1. The phrase "color me" seemed more common when I was much younger than it is now.
The phrase is a way of expressing some degree of amazement and to intensify the expression of a person's response to something. For example, in the 1971 Major League Baseball game in Detroit, Reggie Jackson smashed a towering home run off of Dock Ellis that struck the transformer on the roof of Tiger Stadium.
I might have said at the time: "Wow! Color me astounded!"
I thought of that "color me" phrase this evening. I've been listening almost exclusively to classical music over the last few months and I decided this evening to play a Spotify playlist called "This is Mendelssohn". Every time a composition of his has popped up on Symphony Hall or on WUOL, it's grabbed my attention and so I thought I'd give his music some focus.
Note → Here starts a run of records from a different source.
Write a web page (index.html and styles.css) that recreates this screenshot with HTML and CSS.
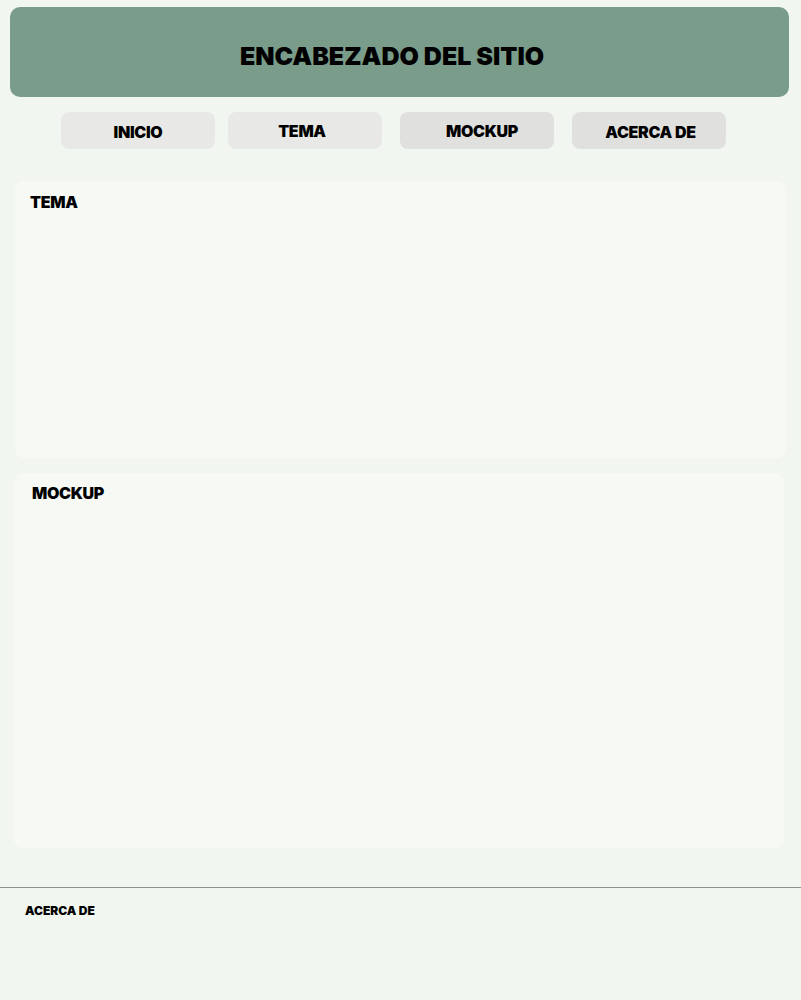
FILE: index.html
```html
<!DOCTYPE html>
<html lang="es">
<head>
<meta charset="utf-8">
<title>Encabezado del sitio</title>
<link rel="stylesheet" href="styles.css">
</head>
<body>
<header class="site-header">
  <h1 class="site-title">ENCABEZADO DEL SITIO</h1>
</header>
<nav class="main-nav">
  <a class="nav-btn" href="#">INICIO</a>
  <a class="nav-btn nav-btn--near" href="#">TEMA</a>
  <a class="nav-btn nav-btn--dark nav-btn--shift" href="#">MOCKUP</a>
  <a class="nav-btn nav-btn--dark nav-btn--low" href="#">ACERCA DE</a>
</nav>
<main class="content">
  <section class="panel panel--tema">
    <h2 class="panel-title">TEMA</h2>
  </section>
  <section class="panel panel--mockup">
    <h2 class="panel-title">MOCKUP</h2>
  </section>
</main>
<footer class="site-footer">
  <p class="footer-title">ACERCA DE</p>
</footer>
</body>
</html>
```

FILE: styles.css
```css
* { box-sizing: border-box; }
html, body {
  margin: 0;
  padding: 0;
}
body {
  background: #f2f6f0;
  font-family: "Inter", "Liberation Sans", sans-serif;
  color: #000;
  min-height: 1000px;
}
.site-header {
  margin: 7px 12px 0 10px;
  height: 90px;
  background: #7a9c8a;
  border-radius: 10px;
  display: flex;
  align-items: center;
  justify-content: center;
  padding-right: 15px;
}
.site-title {
  margin: 0;
  padding-top: 8px;
  font-size: 25px;
  font-weight: 900;
  letter-spacing: 0;
}
.main-nav {
  display: flex;
  gap: 18px;
  padding-left: 61px;
  margin-top: 15px;
}
.nav-btn {
  width: 154px;
  height: 37px;
  border-radius: 8px;
  background: #e8e9e6;
  color: #000;
  text-decoration: none;
  font-size: 16px;
  font-weight: 900;
  display: flex;
  align-items: center;
  justify-content: center;
  padding-top: 2px;
  letter-spacing: -0.3px;
}
.nav-btn--near { margin-left: -5px; padding-top: 0; padding-right: 6px; }
.nav-btn--dark { background: #e0e1df; padding-top: 0; }
.nav-btn--shift { padding-left: 10px; }
.nav-btn--low { padding-top: 3px; padding-left: 3px; }
.content {
  display: flex;
  flex-direction: column;
  gap: 15px;
  margin-top: 32px;
}
.panel {
  background: #f7f9f5;
  border-radius: 9px;
}
.panel--tema {
  margin: 0 15px 0 15px;
  height: 277px;
  padding: 11px 15px;
}
.panel--mockup {
  margin: 0 17px 0 14px;
  height: 375px;
  padding: 10px 18px;
}
.panel-title {
  margin: 0;
  font-size: 16px;
  font-weight: 900;
  line-height: 20px;
  letter-spacing: -0.3px;
}
.site-footer {
  margin-top: 39px;
  border-top: 1px solid #8e938e;
  padding: 15px 25px;
}
.footer-title {
  margin: 0;
  font-size: 12px;
  font-weight: 900;
  line-height: 16px;
  letter-spacing: 0;
}
```
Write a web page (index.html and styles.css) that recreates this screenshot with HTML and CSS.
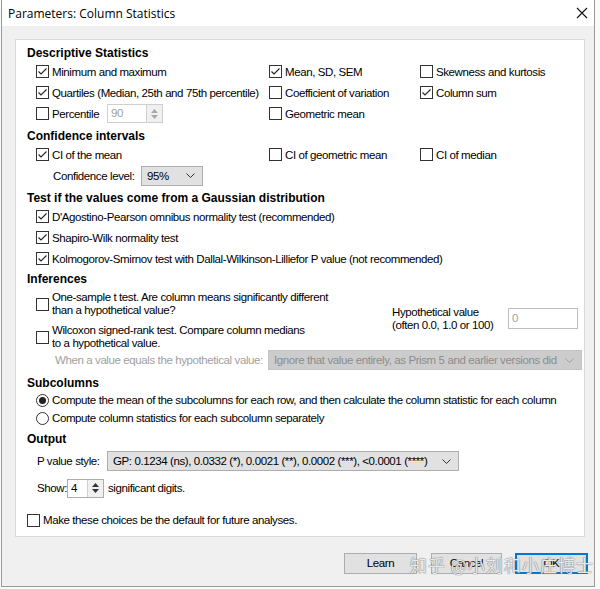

I am especially partial to his concert overture written for Shakespeare's A Midsummer Night's Dream.
Hearing it again, seeing scenes from the play come alive in my imagination, and thinking about other Mendelssohn pieces I love, like his Violin Concerto in E Minor, somehow brought to mind that I'd heard one of the radio hosts talk about Mendelssohn having died at a relatively young age.
So I looked it up and, yes, Felix Mendelssohn died at age 38.
Then I had a vague memory that he was a prodigy, composing great pieces when very young.
So, I wondered at what age he composed the mighty overture to A Midsummer Night's Dream.
He was 17. (Well, I could strip zinc at 17.)
Sir George Grove, the 19th century music critic and founder of Grove's Dictionary of Music and Musicians called Mendelssohn's achievement "the greatest marvel of early maturity that the world has ever seen in music."
This is straight talk: Color me astonished.
2. I would have thought by the time I was nearly seventy-two years old, I would have outgrown having fantasies of being certain music performers. I mean it seems like a perfectly normal thing, as a teenager, to imagine being David Clayton-Thomas singing "You've Made Me So Very Happy" or to imagine myself being a woman in the early 1980s and seeing myself as Joan Armatrading singing, "Drop the Pilot".
But, no, those fantasies have not faded with age.
This evening, I took a break from Felix Mendelssohn and indulged on of my favorite fantasies in which I'm JJ Cale, laid back, unhurried, unimpressed with myself, and generously stepping aide to let other players in the band solo while we play, "Call Me the Breeze."
3. Even though I am leading a fairly simple life here in Kellogg, I guess I'm always looking for ways to make things even simpler.
Today, I needed another mixed pack of different pate cat foods for Copper and my salad/stir fry supply of vegetables needed replenishing, and I was nearly out of canned beans and other groceries, so I put in an order at Wal Mart and then all I had to do was drive to Smelterville and a polite and eager to do his job well guy loaded my groceries in the trunk and I returned home with almost everything I needed.